The Janka test can be manipulated or misunderstood based on which tests are being run on the product. An example of this is when there are different results for species that may sound the same. Teak will be half as hard as Brazilian Teak. So don’t assume the numbers you see are always accurate.
In addition, resistance to indentations should not be the only factor to consider when choosing a floor. For instance, laminate flooring exceeds a 4,000-pound Janka rating. This rank is higher than all real hardwood floors and is nearly four times higher than a northern red oak. If this were the only test of durability we would all have laminates in our homes, right?
While bamboo is tough, when it comes to indentations this does not mean that it is impervious to dents, scratches, discoloration or other damage. NO FLOOR IS. The ability to resist scratches is tied more to the quality of the finish, its application and number of coats.
Bamboo can be installed over concrete floors using glue down method, or it can be installed on plywood using the nail down method. If you use a floating method of installation, you can go over concrete, vinyl and other stable hard surfaces. Thanks to advances in flooring technology, bamboo is now available in easy to install glueless systems that any homeowner can install in one weekend. As you know, the beauty of the click together system is its ease of installation. Since there is no glue being used, you have less of a mess and faster installation time. Overall, this makes the job go smoothly and effortlessly.
There are hundreds of bamboo flooring manufacturers. But when you walk into any flooring retail store in North America or Europe and ask to see samples of bamboo, you’ll find that only 20-30 percent of stores have samples available. Of that percentage only ten percent of the sales staff will be knowledgeable about bamboo flooring. It’s not because bamboo has just been recently offered outside Asia, it just hasn’t achieved that “critical mass” as yet. Worse, retailers who have recently started to introduce this option in their flooring departments don’t even know the basics about bamboo. BUYERS BEWARE!
However, as North American mainstream manufacturers like Mannington have started to introduce bamboo flooring, one could expect to see this beautiful product becoming available everywhere.
Words to the Wise
When shopping for bamboo you’ll often hear a sales pitch that goes something like: “Bamboo is as tough as nails, stronger and cheaper than oak and maple, environmentally friendly, great looking and it can leap tall buildings in a single bound.” Although there is nothing inaccurate about this statement (except for the tall buildings claim), I caution you to look beyond the marketing hype. Trust is always the number one factor in buying a big-ticket item and you should find a company you can count on.
Now, let’s recap:
Upside to Bamboo
- Bamboo is a durable product with an aesthetic appeal that’s becoming increasingly popular with American and European consumers. With the proper finish bamboo makes a durable floor AND brilliant fashion statement.

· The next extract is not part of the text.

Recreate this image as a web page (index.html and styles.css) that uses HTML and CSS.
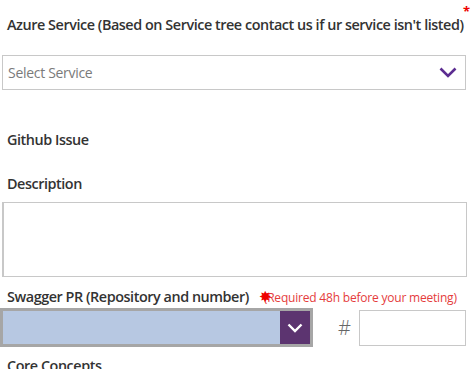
FILE: index.html
```html
<!DOCTYPE html>
<html lang="en">
<head>
    <meta charset="UTF-8">
    <title>Request form</title>
    <link rel="stylesheet" href="styles.css">
</head>
<body>
    <form class="request-form">
        <div class="field field-service">
            <span class="required-mark">*</span>
            <label class="field-label">Azure Service (Based on Service tree contact us if ur service isn't listed)</label>
            <div class="select-box">
                <span class="select-placeholder">Select Service</span>
                <svg class="chevron" width="18" height="11" viewBox="0 0 18 11">
                    <path d="M1.5 1.5 L9 9 L16.5 1.5" fill="none" stroke="#5c2d91" stroke-width="2.6"/>
                </svg>
            </div>
        </div>

        <div class="field field-github">
            <label class="field-label">Github Issue</label>
        </div>

        <div class="field field-description">
            <label class="field-label">Description</label>
            <div class="text-area"></div>
        </div>

        <div class="field field-swagger">
            <div class="label-row">
                <label class="field-label">Swagger PR (Repository and number)</label>
                <span class="note"><span class="note-star">✸</span>(Required 48h before your meeting)</span>
            </div>
            <div class="swagger-row">
                <div class="repo-select">
                    <span class="repo-button">
                        <svg width="16" height="10" viewBox="0 0 16 10">
                            <path d="M1.5 1.5 L8 8 L14.5 1.5" fill="none" stroke="#fff" stroke-width="2.4"/>
                        </svg>
                    </span>
                </div>
                <span class="hash">#</span>
                <div class="pr-number"></div>
            </div>
        </div>

        <div class="field field-concepts">
            <label class="field-label">Core Concepts</label>
        </div>
    </form>
</body>
</html>
```

FILE: styles.css
```css
* {
    margin: 0;
    padding: 0;
    box-sizing: border-box;
}

body {
    font-family: 'Open Sans', 'Liberation Sans', sans-serif;
    background: #fff;
    color: #333;
    width: 474px;
    height: 369px;
    overflow: hidden;
}

.request-form {
    display: flex;
    flex-direction: column;
}

.field {
    position: relative;
}

.field-label {
    display: block;
    font-size: 14.4px;
    font-weight: 600;
    letter-spacing: -0.45px;
    color: #333;
    padding-left: 7px;
    line-height: 20px;
    white-space: nowrap;
}

.required-mark {
    position: absolute;
    top: 5px;
    right: 4px;
    color: #e00;
    font-size: 13px;
    font-weight: 700;
    line-height: 13px;
}

.field-service {
    padding-top: 15px;
}

.select-box {
    margin: 20px 8px 0 2px;
    height: 35px;
    border: 1px solid #c8c8c8;
    display: flex;
    align-items: center;
    justify-content: space-between;
    padding: 0 8px 0 5px;
}

.select-placeholder {
    font-size: 14px;
    letter-spacing: -0.3px;
    color: #7a7a7a;
}

.field-github {
    margin-top: 40px;
}

.field-description {
    margin-top: 24px;
}

.text-area {
    margin: 8px 7px 0 2px;
    height: 75px;
    border: 1px solid #c8c8c8;
    border-left-width: 2px;
}

.field-swagger {
    margin-top: 10px;
}

.label-row {
    display: flex;
    align-items: baseline;
}

.note {
    color: #e53c3c;
    font-size: 12px;
    letter-spacing: -0.2px;
    margin-left: 15px;
    position: relative;
}

.note-star {
    position: absolute;
    left: -5px;
    top: 0px;
    color: #e00;
    font-size: 15px;
    line-height: 15px;
}

.swagger-row {
    display: flex;
    align-items: center;
    margin-top: 1px;
}

.repo-select {
    width: 313px;
    height: 39px;
    background: #b7c8e2;
    border: 3px solid #a6a6a6;
    display: flex;
    justify-content: flex-end;
}

.repo-button {
    width: 30px;
    background: #5c3470;
    display: flex;
    align-items: center;
    justify-content: center;
}

.hash {
    font-size: 20px;
    font-weight: 300;
    color: #666;
    margin-left: 25px;
}

.pr-number {
    width: 107px;
    height: 36px;
    border: 1px solid #c8c8c8;
    margin-left: 8px;
}

.field-concepts {
    margin-top: 9px;
}
```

- Bamboo is affordable. Back in the nineties, if you’d come to my retail store and asked about bamboo flooring, I would have quoted you prices of eight or nine dollars a square foot. That’s double or triple what you’ll pay for now.
- Bamboo can be installed in most areas of the home, including over concrete floors. It’s available in both the solid and longstrip versions, and in easy to install click together systems.
Downside to Bamboo
- Colors and styles are limited. Bamboo is available in only two colors – natural and carbonized. The vertical- and horizontal-grained versions are available in both colors. Still, this limits you to a total of four options. There are a few companies that offer a wider choice of stains and other innovations like hand scraping, but these options are not available in most stores.